7 сентября исполняется 80 лет замечательному русскому писателю Владимиру Николаевичу КРУПИНУ.
Как стать писателем без литинститута? Почему конфликтовали Белов с Астафьевым? Была ли в советском руководстве «Русская партия»? Жива ли сегодня деревенская проза?
Об этом и многом другом – беседа с Владимиром Николаевичем накануне его 80-летия.
– Владимир Николаевич, у вас необычная внешность. Не терзают художники, чтобы вы для них попозировали?
– У меня внешность самая что ни на есть русская. Много рисовали, да. И скульптуры делали – Комов, Клыков. Помню, Славе Клыкову посетовал: «Ты Белова из мрамора сделал, а меня из дерева». На что он мне ответил: «Твоя голова топора просит». Скульптор Елена Безбородова сделала бюст. Филипп Москвитин изобразил меня идущим на крестном ходу. Виктор Харлов, который расписал алтарь Храма Христа Спасителя, написал мой зимний портрет. Александр Алмазов нарисовал меня в красной рубахе.
– А образы воинов или святых вам не предлагали?
– Только однажды – Евгений Евтушенко уговорил меня сняться в своём фильме «Детский сад». Я долго отказывался, но потом он позвонил мне среди ночи и сказал как отрезал: «Я тебя утвердил на роль, потому что такой внешностью не бросаются». Так я сыграл в эпизоде ополченца, который защищал Москву в 1941 году.
– А что за история, когда Виктор Астафьев снял в сердцах со стены в своём кабинете портреты Распутина и Крупина?
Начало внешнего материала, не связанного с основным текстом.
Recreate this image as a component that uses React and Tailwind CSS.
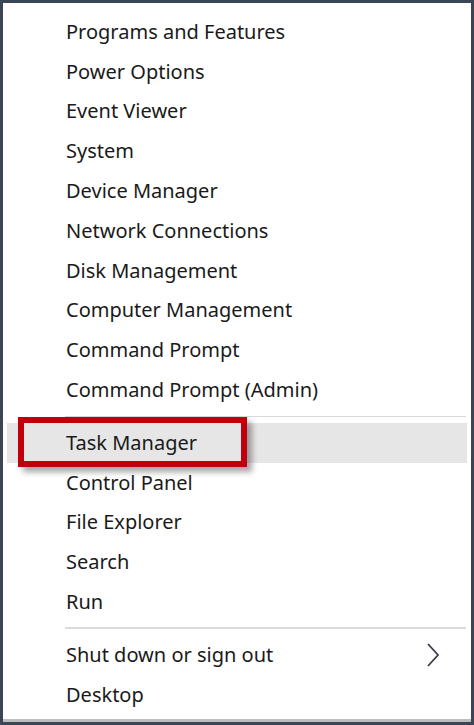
const groupA = [
  "Programs and Features",
  "Power Options",
  "Event Viewer",
  "System",
  "Device Manager",
  "Network Connections",
  "Disk Management",
  "Computer Management",
  "Command Prompt",
  "Command Prompt (Admin)",
];

const groupB = ["Task Manager", "Control Panel", "File Explorer", "Search", "Run"];

function Item({ label, active, arrow }) {
  return (
    <div
      className={`relative mx-[4px] h-[39.8px] flex items-center pl-[59px] pr-4 ${
        active ? "bg-[#e6e6e6]" : ""
      }`}
    >
      <span className="text-[#1a1a1a] text-[20px] leading-none">{label}</span>
      {arrow && (
        <svg className="ml-auto mr-[10px] w-[16px] h-[26px]" viewBox="0 0 16 26" fill="none">
          <path d="M3 2l10 11-10 11" stroke="#3a3a4a" strokeWidth="1.8" />
        </svg>
      )}
      {active && (
        <div className="absolute left-[11px] top-[-6px] w-[229px] h-[50px] border-[6px] border-[#c0000c] shadow-[5px_5px_6px_rgba(0,0,0,0.35)]" />
      )}
    </div>
  );
}

export default function App() {
  return (
    <div
      className="w-[474px] h-[725px] bg-[#3a4556] pl-[3px] pt-[3px] pr-[3px] pb-[3px]"
      style={{ fontFamily: '"Noto Sans", "Open Sans", sans-serif' }}
    >
      <div className="h-full bg-white flex flex-col pt-[9px] border-b-[3px] border-[#bdbdbd]">
        {groupA.map((l) => (
          <Item key={l} label={l} />
        ))}
        <div className="ml-[62px] mr-[5px] mt-[6px] mb-[6px] h-px bg-[#d8d8d8]" />
        {groupB.map((l) => (
          <Item key={l} label={l} active={l === "Task Manager"} />
        ))}
        <div className="ml-[62px] mr-[5px] mt-[5px] mb-[6px] h-[2px] bg-[#dadada]" />
        <Item label="Shut down or sign out" arrow />
        <Item label="Desktop" />
      </div>
    </div>
  );
}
– Это были фотографии. А рассказал мне об этом Анатолий Заболоцкий. Он как раз приезжал в гости к Астафьеву и был свидетелем этого. Когда началась послеперестроечная вакханалия, Виктор Петрович нередко стал съезжать на чернуху и матерщину, как в романе «Прокляты и забыты», написанном в стиле так называемой окопной правды. А мы с Распутиным и Беловым выступили резко против матерщины в литературе. Валя Курбатов его изо всех сил защищал, но я ему объяснил, что и Ремарк, и Анри Барбюс, и Василь Быков прошли окопы, но они же без мата писали. Астафьеву это не понравилось, и он в свою очередь в интервью отозвался обо мне: «Вот христосик нашёлся».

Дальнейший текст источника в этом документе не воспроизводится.